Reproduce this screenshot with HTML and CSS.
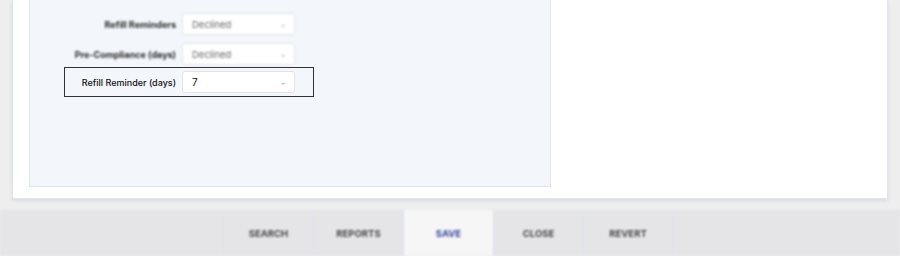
FILE: index.html
```html
<!DOCTYPE html>
<html lang="en">
<head>
  <meta charset="UTF-8">
  <meta name="viewport" content="width=device-width, initial-scale=1.0">
  <title>Reminder Settings</title>
  <link rel="stylesheet" href="styles.css">
</head>
<body>
  <div class="page">
    <div class="card">
      <div class="panel">
        <div class="row blurred">
          <label>Refill Reminders</label>
          <div class="select"><span>Declined</span><span class="caret"></span></div>
        </div>
        <div class="row blurred">
          <label>Pre-Compliance (days)</label>
          <div class="select"><span>Declined</span><span class="caret"></span></div>
        </div>
        <div class="row focus">
          <label>Refill Reminder (days)</label>
          <div class="select"><span class="value">7</span><span class="caret"></span></div>
        </div>
      </div>
    </div>
  </div>
  <div class="toolbar">
    <button class="tab">SEARCH</button>
    <button class="tab">REPORTS</button>
    <button class="tab active">SAVE</button>
    <button class="tab">CLOSE</button>
    <button class="tab">REVERT</button>
  </div>
</body>
</html>
```

FILE: styles.css
```css
body {
  margin: 0;
  background: #eeeeef;
  font-family: Inter, "Noto Sans", sans-serif;
  height: 256px;
  overflow: hidden;
}
.page {
  padding: 0 12px;
}
.card {
  background: #ffffff;
  height: 199px;
  box-sizing: border-box;
  padding-left: 16px;
  border: 1px solid #dde5f0;
  border-top: none;
  box-shadow: 0 2px 4px rgba(0,0,0,0.08);
}
.panel {
  width: 522px;
  height: 187px;
  box-sizing: border-box;
  background: #f3f6fb;
  border: 1px solid #dce6f2;
  border-top: none;
  padding: 9px 0 0 34px;
}
.row {
  display: flex;
  align-items: center;
  width: 250px;
  box-sizing: border-box;
  padding: 3px 0;
  border: 1px solid transparent;
}
.row label {
  width: 111px;
  text-align: right;
  font-size: 9px;
  font-weight: 600;
  color: #222;
  margin-right: 6px;
}
.row.blurred {
  filter: blur(0.8px);
}
.row.blurred label {
  font-weight: 700;
  color: #2a2a2a;
}
.row.focus {
  border-color: #333;
  margin-top: -2px;
}
.row.focus label {
  font-weight: 500;
  color: #111;
}
.select {
  width: 113px;
  height: 22px;
  box-sizing: border-box;
  background: #fff;
  border: 1px solid #dfe4ec;
  border-radius: 3px;
  display: flex;
  align-items: center;
  justify-content: space-between;
  padding: 0 9px;
  font-size: 9.5px;
  color: #666;
}
.select .value {
  color: #111;
  font-size: 10px;
}
.caret {
  width: 0;
  height: 0;
  border-left: 2.5px solid transparent;
  border-right: 2.5px solid transparent;
  border-top: 2.5px solid #b8bec8;
  margin-top: 4px;
}
.toolbar {
  margin-top: 11px;
  height: 46px;
  background: #e5e5e8;
  display: flex;
  padding-left: 223px;
  filter: blur(0.8px);
}
.tab {
  width: 90px;
  border: none;
  border-left: 1px solid #dde1ec;
  background: #e5e5e8;
  font-family: Inter, "Noto Sans", sans-serif;
  font-size: 9.5px;
  font-weight: 700;
  color: #4a4a4a;
  cursor: pointer;
  padding: 0;
}
.tab:last-child {
  border-right: 1px solid #dde1ec;
}
.tab.active {
  background: #f6f6f7;
  color: #36479c;
}
```
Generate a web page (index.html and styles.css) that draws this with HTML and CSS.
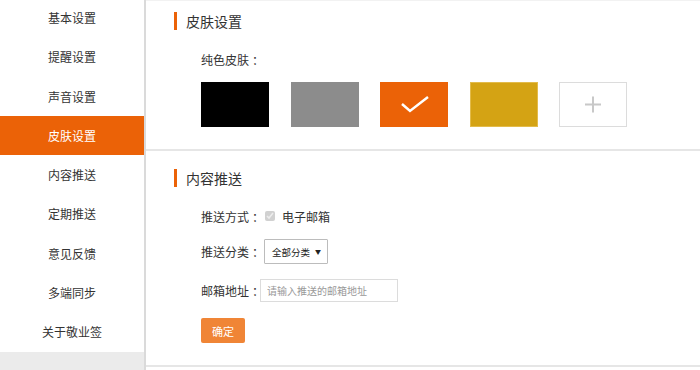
FILE: index.html
```html
<!DOCTYPE html>
<html lang="zh-CN">
<head>
  <meta charset="UTF-8">
  <meta name="viewport" content="width=device-width, initial-scale=1.0">
  <title>设置</title>
  <link rel="stylesheet" href="styles.css">
</head>
<body>
  <div class="layout">
    <aside class="sidebar">
      <ul class="menu">
        <li>基本设置</li>
        <li>提醒设置</li>
        <li>声音设置</li>
        <li class="active">皮肤设置</li>
        <li>内容推送</li>
        <li>定期推送</li>
        <li>意见反馈</li>
        <li>多端同步</li>
        <li>关于敬业签</li>
      </ul>
      <div class="menu-rest"></div>
    </aside>

    <main class="content">
      <section class="panel">
        <h2 class="panel-title">皮肤设置</h2>
        <div class="panel-body">
          <p class="field-label">纯色皮肤<span class="colon">：</span></p>
          <div class="swatches">
            <div class="swatch black"></div>
            <div class="swatch gray"></div>
            <div class="swatch orange">
              <svg width="68" height="45" viewBox="0 0 68 45">
                <path d="M22 22 L30 29 L48 15" fill="none" stroke="#fff" stroke-width="2.5"/>
              </svg>
            </div>
            <div class="swatch gold"></div>
            <div class="swatch add">
              <svg width="66" height="43" viewBox="0 0 66 43">
                <path d="M25 21.5 H41 M33 13.5 V29.5" fill="none" stroke="#c8c8c8" stroke-width="2"/>
              </svg>
            </div>
          </div>
        </div>
      </section>

      <section class="panel">
        <h2 class="panel-title title-push">内容推送</h2>
        <div class="panel-body">
          <div class="form-row row-mode">
            <span class="row-label">推送方式<span class="colon">：</span></span>
            <input type="checkbox" class="check" checked disabled>
            <span class="check-text">电子邮箱</span>
          </div>
          <div class="form-row row-type">
            <span class="row-label">推送分类<span class="colon">：</span></span>
            <div class="select"><span>全部分类</span><span class="arrow">▼</span></div>
          </div>
          <div class="form-row row-mail">
            <span class="row-label">邮箱地址<span class="colon">：</span></span>
            <input type="text" class="text-input" placeholder="请输入推送的邮箱地址">
          </div>
          <button class="btn-ok">确定</button>
        </div>
      </section>
    </main>
  </div>
</body>
</html>
```

FILE: styles.css
```css
body {
  margin: 0;
  font-family: "Noto Sans CJK SC", "Microsoft YaHei", sans-serif;
  font-size: 12px;
  color: #333;
  background: #fff;
}
.layout {
  display: flex;
  height: 370px;
  overflow: hidden;
}

/* sidebar */
.sidebar {
  width: 144px;
  border-right: 2px solid #dadada;
  display: flex;
  flex-direction: column;
}
.menu {
  list-style: none;
  margin: -2px 0 0;
  padding: 0;
}
.menu li {
  height: 39.3px;
  line-height: 39px;
  text-align: center;
}
.menu li.active {
  background: #eb6207;
  color: #fff;
}
.menu-rest {
  flex: 1;
  background: #ebebeb;
}

/* content */
.content {
  flex: 1;
  border-top: 1px solid #f2f2f2;
}
.panel {
  border-bottom: 2px solid #e6e6e6;
  padding: 0 0 22px 28px;
}
.panel-title {
  margin: 11px 0 0;
  height: 18px;
  line-height: 18px;
  border-left: 3px solid #eb6207;
  padding-left: 9px;
  font-size: 14px;
  font-weight: normal;
}
.panel-title.title-push {
  margin-top: 18px;
}
.panel-body {
  margin-left: 27px;
}
.colon {
  display: inline-block;
  padding-left: 3px;
  width: 9px;
}
.field-label {
  margin: 20px 0 0;
  line-height: 20px;
}
.swatches {
  display: flex;
  gap: 21.5px;
  margin-top: 12px;
}
.swatch {
  width: 68px;
  height: 45px;
  box-sizing: border-box;
}
.swatch svg {
  display: block;
}
.swatch.black { background: #000; }
.swatch.gray { background: #8c8c8c; }
.swatch.orange { background: #eb6207; }
.swatch.gold { background: #d4a314; border: 1px solid #e3bb4a; }
.swatch.add { border: 1px solid #dcdcdc; }

/* push form */
.form-row {
  display: flex;
  align-items: center;
}
.row-mode {
  margin-top: 19px;
  height: 20px;
}
.row-type {
  margin-top: 13px;
  height: 25px;
}
.row-mail {
  margin-top: 15px;
  height: 23px;
}
.check {
  width: 10px;
  height: 10px;
  margin: 0 0 0 4px;
}
.check-text {
  margin-left: 7px;
}
.select {
  margin-left: 3px;
  width: 64px;
  height: 25px;
  box-sizing: border-box;
  border: 1px solid #bcbcbc;
  border-radius: 1px;
  padding: 0 6px 0 7px;
  display: flex;
  align-items: center;
  justify-content: space-between;
  font-size: 9.5px;
  color: #222;
}
.select .arrow {
  font-size: 6px;
}
.text-input {
  margin: 0 0 0 -1px;
  width: 138px;
  height: 23px;
  box-sizing: border-box;
  border: 1px solid #dcdcdc;
  padding: 0 6px;
  font-family: inherit;
  font-size: 10px;
  outline: none;
}
.text-input::placeholder {
  color: #999;
}
.btn-ok {
  display: block;
  margin-top: 16px;
  width: 44px;
  height: 25px;
  border: none;
  border-radius: 2px;
  background: #f08536;
  color: #fff;
  font-family: inherit;
  font-size: 11px;
  padding: 0;
  cursor: pointer;
}
```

____________________

→ STATED EXERCISE
Report every line containing the word "with" from the listing above.

→ ANSWER FOR THE TASK
Reproduce this screenshot with HTML and CSS.
Generate a web page (index.html and styles.css) that draws this with HTML and CSS.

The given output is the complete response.